Waddington's epigenetics was sporadically discussed, becoming more of a
catch-all for puzzling non-genetic heritable characters rather than
advancing the body of inquiry.
Consequently, the definition of Waddington's word has itself evolved,
broadening beyond the subset of developmentally signaled, inherited cell
specialization.
Some scientists have questioned if epigenetic inheritance compromises the foundation of the modern synthesis. Outlining the central dogma of molecular biology, Francis Crick
succinctly stated, "DNA is held in a configuration by histone[s] so
that it can act as a passive template for the simultaneous synthesis of
RNA and protein[s]. None of the detailed 'information' is in the histone." However, he closes the article stating, "this scheme explains the majority
of the present experimental results!" Indeed, the emergence of
epigenetic inheritance (in addition to advances in the study of
evolutionary-development, phenotypic plasticity,
evolvability, and systems biology) has strained the current framework
of the modern evolutionary synthesis, and prompted the re-examination of
previously dismissed evolutionary mechanisms.

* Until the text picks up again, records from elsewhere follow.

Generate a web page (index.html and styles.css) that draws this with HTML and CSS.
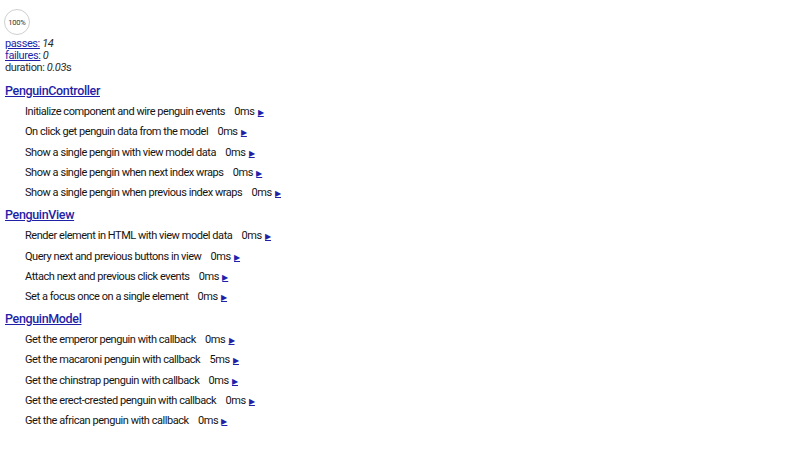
FILE: index.html
```html
<!DOCTYPE html>
<html>
<head>
<meta charset="utf-8">
<link rel="stylesheet" href="styles.css">
</head>
<body>
<div class="report">
  <div class="progress"><span>100%</span></div>
  <ul class="stats">
    <li><a href="#">passes:</a> <em>14</em></li>
    <li><a href="#">failures:</a> <em>0</em></li>
    <li>duration: <em>0.03</em>s</li>
  </ul>
  <ul class="suites">
    <li class="suite">
      <h1><a href="#">PenguinController</a></h1>
      <ul class="tests">
        <li><h2>Initialize component and wire penguin events <span class="dur">0ms</span> <a class="replay" href="#">&#x25B6;</a></h2></li>
        <li><h2>On click get penguin data from the model <span class="dur">0ms</span> <a class="replay" href="#">&#x25B6;</a></h2></li>
        <li><h2>Show a single pengin with view model data <span class="dur">0ms</span> <a class="replay" href="#">&#x25B6;</a></h2></li>
        <li><h2>Show a single pengin when next index wraps <span class="dur">0ms</span> <a class="replay" href="#">&#x25B6;</a></h2></li>
        <li><h2>Show a single pengin when previous index wraps <span class="dur">0ms</span> <a class="replay" href="#">&#x25B6;</a></h2></li>
      </ul>
    </li>
    <li class="suite">
      <h1><a href="#">PenguinView</a></h1>
      <ul class="tests">
        <li><h2>Render element in HTML with view model data <span class="dur">0ms</span> <a class="replay" href="#">&#x25B6;</a></h2></li>
        <li><h2>Query next and previous buttons in view <span class="dur">0ms</span> <a class="replay" href="#">&#x25B6;</a></h2></li>
        <li><h2>Attach next and previous click events <span class="dur">0ms</span> <a class="replay" href="#">&#x25B6;</a></h2></li>
        <li><h2>Set a focus once on a single element <span class="dur">0ms</span> <a class="replay" href="#">&#x25B6;</a></h2></li>
      </ul>
    </li>
    <li class="suite">
      <h1><a href="#">PenguinModel</a></h1>
      <ul class="tests">
        <li><h2>Get the emperor penguin with callback <span class="dur">0ms</span> <a class="replay" href="#">&#x25B6;</a></h2></li>
        <li><h2>Get the macaroni penguin with callback <span class="dur">5ms</span> <a class="replay" href="#">&#x25B6;</a></h2></li>
        <li><h2>Get the chinstrap penguin with callback <span class="dur">0ms</span> <a class="replay" href="#">&#x25B6;</a></h2></li>
        <li><h2>Get the erect-crested penguin with callback <span class="dur">0ms</span> <a class="replay" href="#">&#x25B6;</a></h2></li>
        <li><h2>Get the african penguin with callback <span class="dur">0ms</span> <a class="replay" href="#">&#x25B6;</a></h2></li>
      </ul>
    </li>
  </ul>
</div>
</body>
</html>
```
FILE: styles.css
```css
html, body { margin: 0; padding: 0; background: #fff; }
body { font-family: Roboto, "Liberation Sans", sans-serif; color: #222; }
.report { padding: 9px 5px 0 5px; }
ul { list-style: none; margin: 0; padding: 0; }
a { color: #1f1fa8; }
.progress {
  width: 24px; height: 24px; border: 1px solid #cfcfcf; border-radius: 50%;
  margin-left: -1px;
  display: flex; align-items: center; justify-content: center;
  font-size: 7.5px; color: #333; letter-spacing: -0.2px;
}
.stats { margin-top: 3px; font-size: 11px; line-height: 12px; color: #2a2a2a; letter-spacing: -0.4px; }
.stats em { font-style: italic; }
.suites { margin-top: 8px; }
.suite h1 { margin: 0; font-size: 12.5px; font-weight: 500; line-height: 18px; letter-spacing: -0.35px; }
.tests { padding-left: 20px; padding-top: 2px; padding-bottom: 2.5px; }
.tests li { height: 20.35px; }
.tests h2 { margin: 0; font-size: 11px; font-weight: 400; line-height: 20px; color: #141414; letter-spacing: -0.45px; }
.dur { margin-left: 7px; }
.replay { font-size: 7.5px; margin-left: 1px; letter-spacing: 0; }
```
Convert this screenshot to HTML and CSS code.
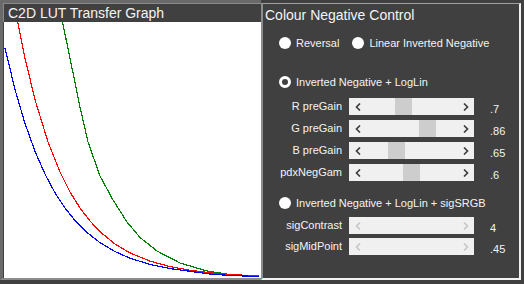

There has been much critical discussion of mainstream evolutionary theory by Edward J Steele, Robyn A Lindley and colleagues, Fred Hoyle and N. Chandra Wickramasinghe, Yongsheng Liu Denis Noble, John Mattick
and others that the logical inconsistencies as well as Lamarckian
Inheritance effects involving direct DNA modifications, as well as the
just described indirect, viz. epigenetic, transmissions, challenge
conventional thinking in evolutionary biology and adjacent fields.